Nós, os sonsos essenciais
Clarice Lispector considerava O Ovo e a Galinha (1964) e Mineirinho (1962) seus dois melhores trabalhos.
O Ovo e a Galinha é Clarice em um de seus momentos mais herméticos ("O que eu não sei do ovo é o que mais importa. O que eu não sei do ovo me dá o ovo propriamente dito"). O leitor avança no conto sem entender muito para onde está indo - seduzido pelo poder encantatório de uma linguagem que nem sempre precisa dizer aonde vai para de fato ir. Mineirinho, em comparação, é um texto quase jornalístico, escrito por encomenda no calor dos acontecimentos: a execução com 13 tiros do bandido Mineirinho, "o inimigo número 1 da polícia carioca" em 1962.

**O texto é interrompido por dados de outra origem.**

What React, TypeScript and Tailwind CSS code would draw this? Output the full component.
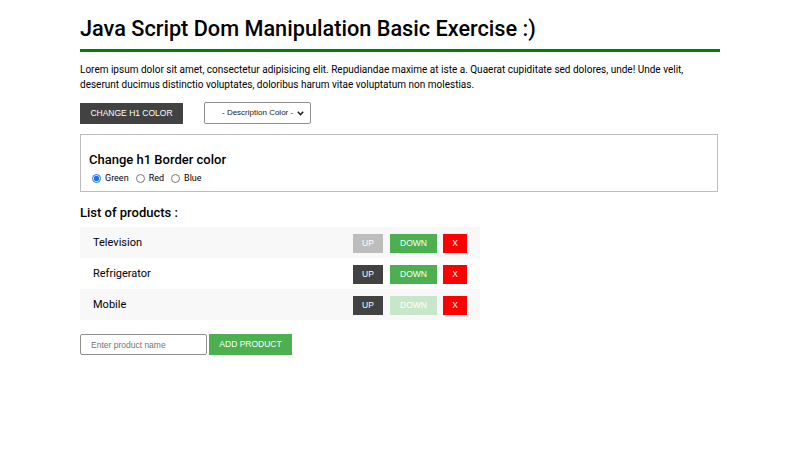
import { useState } from "react";

export default function App() {
  const [products, setProducts] = useState(["Television", "Refrigerator", "Mobile"]);
  const [border, setBorder] = useState("green");
  const [name, setName] = useState("");

  function move(index: number, dir: number) {
    setProducts((prev) => {
      const next = [...prev];
      const t = index + dir;
      if (t < 0 || t >= next.length) return prev;
      [next[index], next[t]] = [next[t], next[index]];
      return next;
    });
  }

  const borderClass =
    border === "green" ? "border-[#008000]" : border === "red" ? "border-[#ff0000]" : "border-[#0000ff]";

  return (
    <div className="min-h-[450px] bg-white font-['Roboto',sans-serif] text-black">
      <div className="mx-auto w-[640px] pt-[14px]">
        <h1 className={"border-b-[3px] pb-[5px] text-[21.7px] font-medium leading-[30px] " + borderClass}>
          Java Script Dom Manipulation Basic Exercise :)
        </h1>
        <p className="mt-[10px] text-[10px] leading-[15px]">
          Lorem ipsum dolor sit amet, consectetur adipisicing elit. Repudiandae maxime at iste a. Quaerat cupiditate sed dolores, unde! Unde velit, deserunt ducimus distinctio voluptates, doloribus harum vitae voluptatum non molestias.
        </p>

        <div className="mt-[10px] flex items-center gap-[21px] font-['Liberation_Sans',sans-serif]">
          <button className="h-[21px] w-[103px] bg-[#424242] text-[8.5px] text-white">CHANGE H1 COLOR</button>
          <div className="relative h-[22px] w-[107px]">
            <select className="block h-[22px] w-full appearance-none rounded-[2px] border border-[#8f8f8f] bg-white pl-[17px] text-[8px] text-[#222]">
              <option>- Description Color -</option>
              <option>Red</option>
              <option>Blue</option>
            </select>
            <svg
              className="pointer-events-none absolute right-[7px] top-[9px]"
              width="7"
              height="5"
              viewBox="0 0 7 5"
              fill="none"
            >
              <path d="M0.8 0.8 L3.5 3.6 L6.2 0.8" stroke="#222" strokeWidth="1.5" />
            </svg>
          </div>
        </div>

        <div className="mt-[10px] w-[638px] border border-[#bdbdbd] px-[8px] pb-[6px] pt-[16px]">
          <h2 className="text-[13px] font-medium leading-[18px]">Change h1 Border color</h2>
          <div className="mt-[2px] flex items-center text-[9px] leading-[14px]">
            {["Green", "Red", "Blue"].map((c) => (
              <label key={c} className="mr-[4px] flex items-center">
                <input
                  type="radio"
                  name="border"
                  checked={border === c.toLowerCase()}
                  onChange={() => setBorder(c.toLowerCase())}
                  className="ml-[3px] mr-[4px] h-[9px] w-[9px] accent-[#1a73e8]"
                />
                {c}
              </label>
            ))}
          </div>
        </div>

        <h3 className="mt-[12px] text-[13px] font-medium leading-[18px]">List of products :</h3>

        <ul className="mt-[5px] w-[400px]">
          {products.map((p, i) => (
            <li
              key={p}
              className={"flex h-[31px] items-center px-[13px] " + (i % 2 === 0 ? "bg-[#f8f8f8]" : "bg-white")}
            >
              <span className="flex-1 pt-[2px] text-[11px]">{p}</span>
              <div className="flex items-center pt-[1px] font-['Liberation_Sans',sans-serif] text-[8.5px] text-white">
                <button
                  disabled={i === 0}
                  onClick={() => move(i, -1)}
                  className={"h-[19px] w-[30px] " + (i === 0 ? "bg-[#bdbdbd]" : "bg-[#424242]")}
                >
                  UP
                </button>
                <button
                  disabled={i === products.length - 1}
                  onClick={() => move(i, 1)}
                  className={
                    "ml-[7px] h-[19px] w-[47px] " + (i === products.length - 1 ? "bg-[#c8e6c9]" : "bg-[#4caf50]")
                  }
                >
                  DOWN
                </button>
                <button
                  onClick={() => setProducts((prev) => prev.filter((_, j) => j !== i))}
                  className="ml-[6px] h-[19px] w-[24px] bg-[#ff0000]"
                >
                  X
                </button>
              </div>
            </li>
          ))}
        </ul>

        <div className="mt-[14px] flex items-center gap-[2px] font-['Liberation_Sans',sans-serif]">
          <input
            value={name}
            onChange={(e) => setName(e.target.value)}
            placeholder="Enter product name"
            className="h-[21px] w-[127px] rounded-[2px] border border-[#8f8f8f] px-[10px] text-[8.5px] placeholder:text-[#757575]"
          />
          <button
            onClick={() => {
              if (!name.trim()) return;
              setProducts((prev) => [...prev, name.trim()]);
              setName("");
            }}
            className="h-[21px] w-[83px] bg-[#4caf50] text-[8.5px] text-white"
          >
            ADD PRODUCT
          </button>
        </div>
      </div>
    </div>
  );
}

Mineirinho havia ficado famoso pelos crimes sensacionais, pelas fugas espetaculares e pela violência contra suas vítimas. Todos concordavam que ele deveria ser preso, de preferência em um lugar de onde não pudesse fugir tão facilmente. Muitos aceitariam que, em um embate com a polícia, ele acabasse sendo morto. Para Clarice, difícil era justificar por que tantos tiros precisaram ser disparados:
"Há alguma coisa que, se me faz ouvir o primeiro e o segundo tiro com um alívio de segurança, no terceiro me deixa alerta, no quarto desassossegada, o quinto e o sexto me cobrem de vergonha, o sétimo e o oitavo eu ouço com o coração batendo de horror, no nono e no décimo minha boca está trêmula, no décimo primeiro digo em espanto o nome de Deus, no décimo segundo chamo meu irmão. O décimo terceiro tiro me assassina - porque eu sou o outro. Porque eu quero ser o outro".

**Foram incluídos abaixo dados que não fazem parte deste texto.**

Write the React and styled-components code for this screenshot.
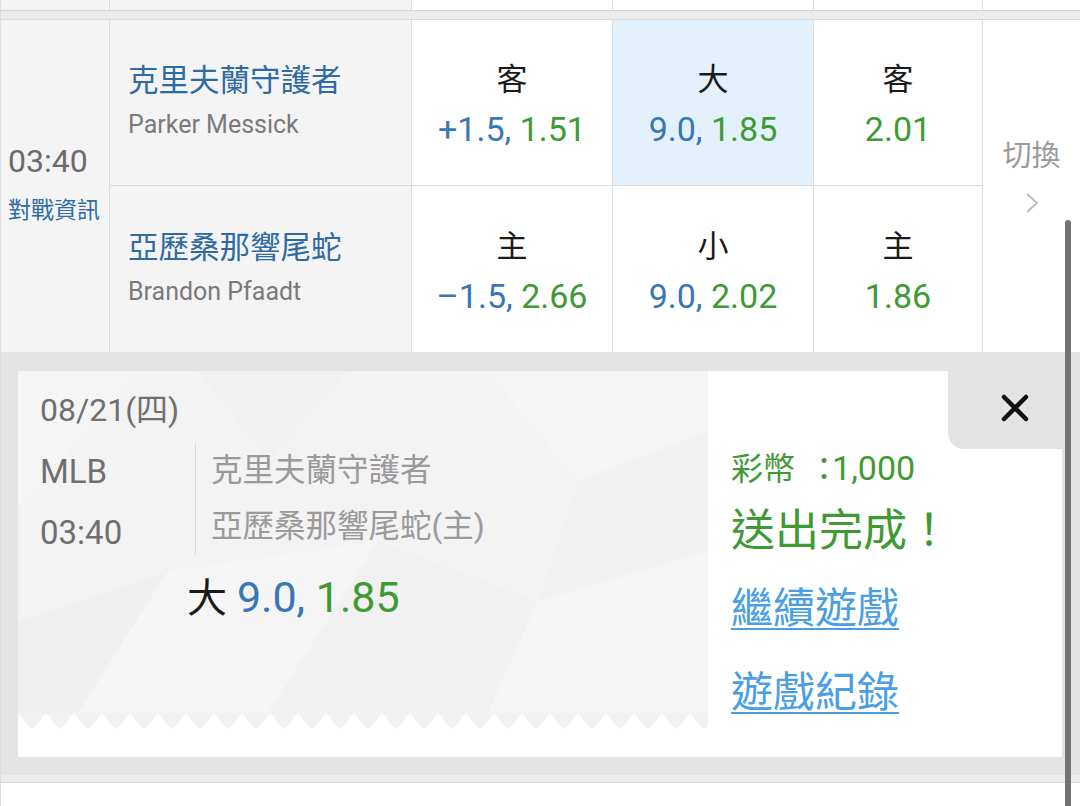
import * as React from "react"
import styled, {createGlobalStyle} from 'styled-components'

const GlobalStyle = createGlobalStyle`
html, body {
  margin: 0;
  padding: 0;
  background: #fff;
}
body {
  font-family: Roboto, "Noto Sans CJK TC", sans-serif;
  overflow: hidden;
}
`

const COLS = "109px 302px 201px 201px 169px 1fr"

const Screen = styled.div`
position: relative;
width: 1080px;
height: 806px;
overflow: hidden;
background: #fff;
border-left: 1px solid #dedede;
box-sizing: border-box;
`

const PrevRow = styled.div`
display: grid;
grid-template-columns: ${COLS};
height: 10px;
`

const PrevCell = styled.div`
border-right: 1px solid #dcdcdc;
background: ${p => p.$grey ? '#f4f4f5' : '#fff'};
&:last-child{ border-right: none; }
`

const Band = styled.div`
height: 8px;
background: #ececec;
border-top: 1px solid #d6d6d6;
border-bottom: 1px solid #dadada;
`

const GameRow = styled.div`
display: grid;
grid-template-columns: ${COLS};
grid-template-rows: 166px 166px;
`

const Cell = styled.div`
box-sizing: border-box;
display: flex;
flex-direction: column;
justify-content: center;
border-right: 1px solid #dcdcdc;
border-bottom: ${p => p.$top ? '1px solid #dcdcdc' : 'none'};
background: ${p => p.$bg || '#fff'};
`

const TimeCell = styled(Cell)`
grid-column: 1;
grid-row: 1 / 3;
padding: 0 0 4px 7px;
gap: 17px;
`

const Time = styled.div`
font-size: 32px;
line-height: 36px;
color: #6b6b6b;
`

const InfoLink = styled.div`
font-size: 23px;
line-height: 30px;
color: #2f6ca6;
`

const TeamCell = styled(Cell)`
grid-column: 2;
padding: 0 0 4px 18px;
gap: 9px;
`

const TeamName = styled.div`
font-size: 30.5px;
line-height: 40px;
color: #2f6aa3;
`

const Pitcher = styled.div`
font-size: 25px;
line-height: 30px;
color: #7a7a7a;
`

const OddsCell = styled(Cell)`
align-items: center;
padding-top: 4px;
gap: 9px;
`

const OddsLabel = styled.div`
font-size: 31px;
line-height: 40px;
color: #1a1a1a;
`

const OddsValue = styled.div`
font-size: 34px;
line-height: 40px;
white-space: nowrap;
`

const Blue = styled.span`
color: #3876b6;
`

const Green = styled.span`
color: #3f9a35;
`

const SwitchCell = styled(Cell)`
grid-column: 6;
grid-row: 1 / 3;
border-right: none;
align-items: center;
padding-bottom: 22px;
gap: 16px;
`

const SwitchText = styled.div`
font-size: 29px;
line-height: 40px;
color: #9a9a9a;
`

const Overlay = styled.div`
background: #e4e4e4;
padding: 19px 18px 18px 17px;
`

const Ticket = styled.div`
position: relative;
display: flex;
height: 386px;
background: #fff;
`

const TicketLeft = styled.div`
width: 690px;
display: flex;
flex-direction: column;
`

const TicketBody = styled.div`
position: relative;
height: 342px;
background: #f3f3f3;
padding: 19px 0 0 22px;
box-sizing: border-box;
overflow: hidden;
`

const Facets = styled.svg`
position: absolute;
left: 0;
top: 0;
width: 100%;
height: 100%;
`

const Layer = styled.div`
position: relative;
`

const Teeth = styled.div`
height: 17px;
background:
  linear-gradient(to bottom right, #f2f2f2 50%, transparent 50%) 0 0 / 28px 34px repeat-x,
  linear-gradient(to bottom left, #f2f2f2 50%, transparent 50%) 0 0 / 28px 34px repeat-x;
background-position: 14px -17px, 14px -17px;
`

const DateLine = styled.div`
font-size: 32px;
line-height: 40px;
color: #6f6f6f;
`

const InfoRow = styled.div`
display: flex;
align-items: flex-start;
margin-top: 13px;
`

const LeagueCol = styled.div`
width: 155px;
display: flex;
flex-direction: column;
gap: 21px;
padding-top: 9px;
`

const Plain = styled.div`
font-size: 33px;
line-height: 40px;
color: #6f6f6f;
`

const TeamsCol = styled.div`
border-left: 1px solid #d9d9d9;
padding-left: 15px;
`

const TicketTeam = styled.div`
font-size: 31.5px;
line-height: 56px;
color: #9a9a9a;
`

const Pick = styled.div`
margin: 17px 0 0 147px;
font-size: 43px;
line-height: 50px;
white-space: nowrap;
`

const PickSide = styled.span`
font-size: 40px;
color: #1a1a1a;
`

const TicketRight = styled.div`
flex: 1;
display: flex;
flex-direction: column;
align-items: flex-start;
padding: 77px 0 0 23px;
`

const Coins = styled.div`
font-size: 32px;
line-height: 40px;
color: #3f9a35;
white-space: nowrap;
`

const Colon = styled.span`
margin-left: 13px;
letter-spacing: -8px;
`

const Amount = styled.span`
font-size: 34px;
`

const Done = styled.div`
margin-top: 14px;
font-size: 44px;
line-height: 56px;
color: #3f9a35;
`

const ActionLink = styled.a`
margin-top: ${p => p.$gap}px;
font-size: 42px;
line-height: 52px;
color: #4a9ee3;
text-decoration: underline;
text-decoration-thickness: 2px;
text-underline-offset: 5px;
cursor: pointer;
`

const CloseTab = styled.button`
position: absolute;
top: 0;
right: 0;
width: 114px;
height: 78px;
border: none;
margin: 0;
padding: 0 0 5px 19px;
background: #e4e4e4;
border-bottom-left-radius: 16px;
display: flex;
align-items: center;
justify-content: center;
cursor: pointer;
`

const BottomStrip = styled.div`
height: 7px;
background: #ededed;
border-bottom: 1px solid #d8d8d8;
`

const ScrollThumb = styled.div`
position: absolute;
right: 9px;
top: 220px;
bottom: 0;
width: 6px;
border-radius: 3px 3px 0 0;
background: #737373;
`

const games = [
  {
    team: '克里夫蘭守護者',
    pitcher: 'Parker Messick',
    spread: {label: '客', line: '+1.5,', odds: '1.51'},
    total: {label: '大', line: '9.0,', odds: '1.85', active: true},
    money: {label: '客', odds: '2.01'},
  },
  {
    team: '亞歷桑那響尾蛇',
    pitcher: 'Brandon Pfaadt',
    spread: {label: '主', line: '–1.5,', odds: '2.66'},
    total: {label: '小', line: '9.0,', odds: '2.02'},
    money: {label: '主', odds: '1.86'},
  },
]

const Odds = ({bet, col, top}) => (
  <OddsCell $top={top} $bg={bet.active ? '#e3f1fc' : '#fff'} style={{gridColumn: col}}>
    <OddsLabel>{bet.label}</OddsLabel>
    <OddsValue>
      {bet.line && <Blue>{bet.line} </Blue>}
      <Green>{bet.odds}</Green>
    </OddsValue>
  </OddsCell>
)

const App = () => {
  return(
    <>
    <GlobalStyle />
    <Screen>
      <PrevRow>
        <PrevCell $grey />
        <PrevCell $grey />
        <PrevCell />
        <PrevCell />
        <PrevCell />
        <PrevCell />
      </PrevRow>
      <Band />

      <GameRow>
        <TimeCell $bg="#f4f4f5">
          <Time>03:40</Time>
          <InfoLink>對戰資訊</InfoLink>
        </TimeCell>
        {games.map((g, i) => (
          <React.Fragment key={g.team}>
            <TeamCell $top={i === 0} $bg="#f4f4f5">
              <TeamName>{g.team}</TeamName>
              <Pitcher>{g.pitcher}</Pitcher>
            </TeamCell>
            <Odds bet={g.spread} col={3} top={i === 0} />
            <Odds bet={g.total} col={4} top={i === 0} />
            <Odds bet={g.money} col={5} top={i === 0} />
          </React.Fragment>
        ))}
        <SwitchCell>
          <SwitchText>切換</SwitchText>
          <svg width="14" height="22" viewBox="0 0 14 22">
            <polyline points="2,2 12,11 2,20" fill="none" stroke="#bdbdbd" strokeWidth="2" />
          </svg>
        </SwitchCell>
      </GameRow>

      <Overlay>
        <Ticket>
          <TicketLeft>
            <TicketBody>
              <Facets viewBox="0 0 690 342" preserveAspectRatio="none">
                <polygon points="0,0 120,0 0,140" fill="#f5f5f5" />
                <polygon points="180,0 330,0 250,90" fill="#f1f1f1" />
                <polygon points="470,0 690,0 690,60 560,110" fill="#f5f5f5" />
                <polygon points="0,250 150,200 60,342 0,342" fill="#f0f0f0" />
                <polygon points="150,200 360,170 250,342 60,342" fill="#f5f5f5" />
                <polygon points="360,170 520,230 470,342 250,342" fill="#f1f1f1" />
                <polygon points="520,230 690,180 690,342 470,342" fill="#f5f5f5" />
                <polygon points="560,110 690,60 690,180 520,230" fill="#f1f1f1" />
              </Facets>
              <Layer>
                <DateLine>08/21(四)</DateLine>
                <InfoRow>
                  <LeagueCol>
                    <Plain>MLB</Plain>
                    <Plain>03:40</Plain>
                  </LeagueCol>
                  <TeamsCol>
                    <TicketTeam>克里夫蘭守護者</TicketTeam>
                    <TicketTeam>亞歷桑那響尾蛇(主)</TicketTeam>
                  </TeamsCol>
                </InfoRow>
                <Pick>
                  <PickSide>大 </PickSide>
                  <Blue>9.0, </Blue>
                  <Green>1.85</Green>
                </Pick>
              </Layer>
            </TicketBody>
            <Teeth />
          </TicketLeft>

          <TicketRight>
            <Coins>彩幣<Colon>：</Colon><Amount>1,000</Amount></Coins>
            <Done>送出完成！</Done>
            <ActionLink $gap={24}>繼續遊戲</ActionLink>
            <ActionLink $gap={32}>遊戲紀錄</ActionLink>
          </TicketRight>

          <CloseTab aria-label="close">
            <svg width="30" height="30" viewBox="0 0 30 30">
              <path d="M4 4 L26 26 M26 4 L4 26" stroke="#111" strokeWidth="4.5" strokeLinecap="round" />
            </svg>
          </CloseTab>
        </Ticket>
      </Overlay>
      <BottomStrip />

      <ScrollThumb />
    </Screen>
    </>
  )
}

export default App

Em 1962, criminosos ainda não tinham poder suficiente para dominar grandes territórios e submeter a população local a um regime de terror constante. Milícias ainda não haviam cooptado agentes públicos para o crime, disputando com traficantes o direito de martirizar comunidades. Políticos ainda não haviam desenvolvido o traquejo para transformar a violência policial em espetáculo, e o espetáculo em plataforma eleitoral. O que não parece ter mudado muito nesses 63 anos é a dificuldade do Estado para enfrentar o problema sem tratar quem mora de frente para o crime como cidadão de segunda categoria.

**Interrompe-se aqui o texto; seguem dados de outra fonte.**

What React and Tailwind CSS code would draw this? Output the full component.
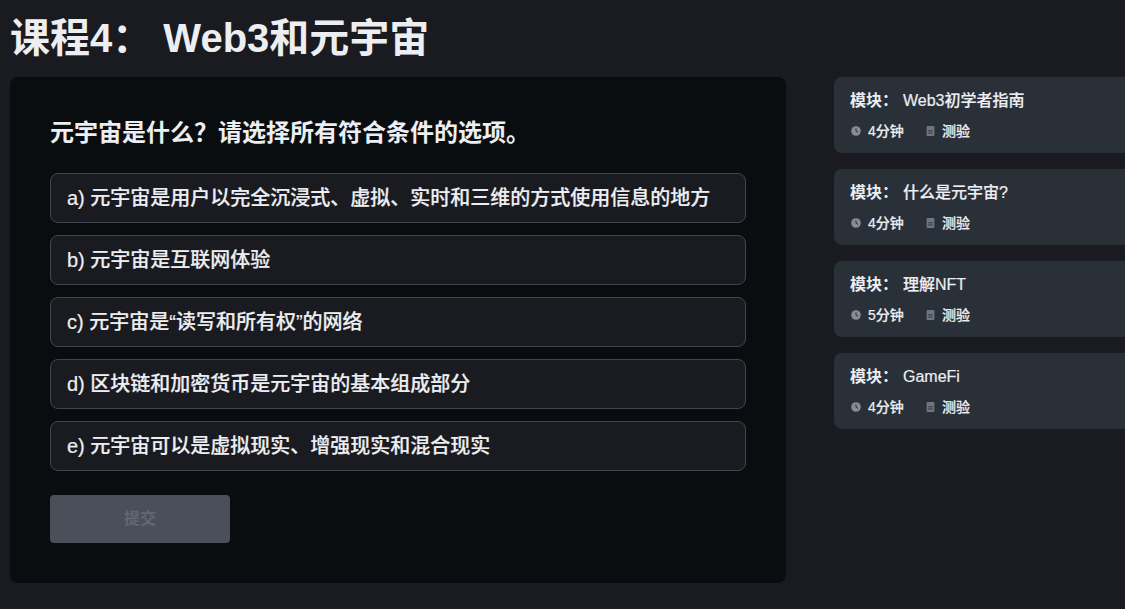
import React from 'react';

const OPTIONS = [
  'a) 元宇宙是用户以完全沉浸式、虚拟、实时和三维的方式使用信息的地方',
  'b) 元宇宙是互联网体验',
  'c) 元宇宙是“读写和所有权”的网络',
  'd) 区块链和加密货币是元宇宙的基本组成部分',
  'e) 元宇宙可以是虚拟现实、增强现实和混合现实',
];

const MODULES = [
  { title: 'Web3初学者指南', mins: '4分钟' },
  { title: '什么是元宇宙?', mins: '4分钟' },
  { title: '理解NFT', mins: '5分钟' },
  { title: 'GameFi', mins: '4分钟' },
];

function ClockIcon() {
  return (
    <svg viewBox="0 0 10 10" className="w-[10px] h-[10px] shrink-0">
      <circle cx="5" cy="5" r="4.8" fill="#868c96" />
      <path d="M5 2.4V5.2L7 6.4" stroke="#2a3038" strokeWidth="1" fill="none" />
    </svg>
  );
}

function DocIcon() {
  return (
    <svg viewBox="0 0 10 10" className="w-[10px] h-[10px] shrink-0">
      <path d="M0.6 1a1 1 0 0 1 1-1H7.4a1 1 0 0 1 1 1v8a1 1 0 0 1-1 1H1.6a1 1 0 0 1-1-1z" fill="#6f7580" />
      <path d="M2.2 4.8h4.4M2.2 7h4.4" stroke="#2a3038" strokeWidth="0.9" />
    </svg>
  );
}

function ModuleCard({ title, mins }) {
  return (
    <div className="w-[320px] h-[76px] shrink-0 rounded-lg bg-[#2a3038] pl-4 pt-[14px]">
      <div className="flex items-center h-[20px] text-[16px] text-[#edeef2]">
        <span className="font-bold w-[53px] shrink-0">模块：</span>
        <span className="font-medium [-webkit-text-stroke:0.2px_#edeef2]">{title}</span>
      </div>
      <div className="flex items-center mt-[12px] ml-px h-[16px] text-[14px] font-medium text-[#edeef2] [-webkit-text-stroke:0.2px_#edeef2]">
        <ClockIcon />
        <span className="ml-[7px] w-[58px]">{mins}</span>
        <DocIcon />
        <span className="ml-[6px]">测验</span>
      </div>
    </div>
  );
}

export default function App() {
  return (
    <div
      className="w-[1125px] h-[609px] overflow-hidden bg-[#1a1b20] text-[#edeef2]"
      style={{ fontFamily: '"Liberation Sans", "Noto Sans CJK SC", sans-serif' }}
    >
      <h1 className="h-[75px] pl-[10px] flex items-center text-[40px] font-bold leading-none">
        课程4： Web3和元宇宙
      </h1>
      <div className="mt-[2px] flex items-start">
        <div className="w-[776px] h-[506px] shrink-0 ml-[10px] rounded-lg bg-[#0a0d10] p-10">
          <h2 className="h-[32px] flex items-center text-[24px] font-bold">
            元宇宙是什么？请选择所有符合条件的选项。
          </h2>
          <div className="mt-[24px] flex flex-col gap-3">
            {OPTIONS.map((opt) => (
              <div
                key={opt}
                className="h-[50px] flex items-center px-4 rounded-lg border border-[#41454e] bg-[#1a1b20] text-[20px] font-medium [-webkit-text-stroke:0.2px_#edeef2]"
              >
                {opt}
              </div>
            ))}
          </div>
          <button className="mt-6 w-[180px] h-[48px] rounded bg-[#4a4f59] text-[#626771] text-[16px] font-bold">
            提交
          </button>
        </div>
        <div className="ml-12 flex flex-col gap-4 shrink-0">
          {MODULES.map((m) => (
            <ModuleCard key={m.title} {...m} />
          ))}
        </div>
      </div>
    </div>
  );
}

Clarice não poderia prever a multiplicação de execuções movidas não apenas pelo desejo de apresentar soluções fáceis para problemas complexos, mas por uma ideia muito distorcida de Justiça. O que ela registra, talvez antes e melhor do que qualquer outro escritor brasileiro, é a perplexidade e as sensações contraditórias de todos nós que dormimos a salvo dos barulhos de bala: "Essa justiça que vela meu sono, eu a repudio, humilhada por precisar dela. Enquanto isso, durmo e falsamente me salvo. Nós, os sonsos essenciais".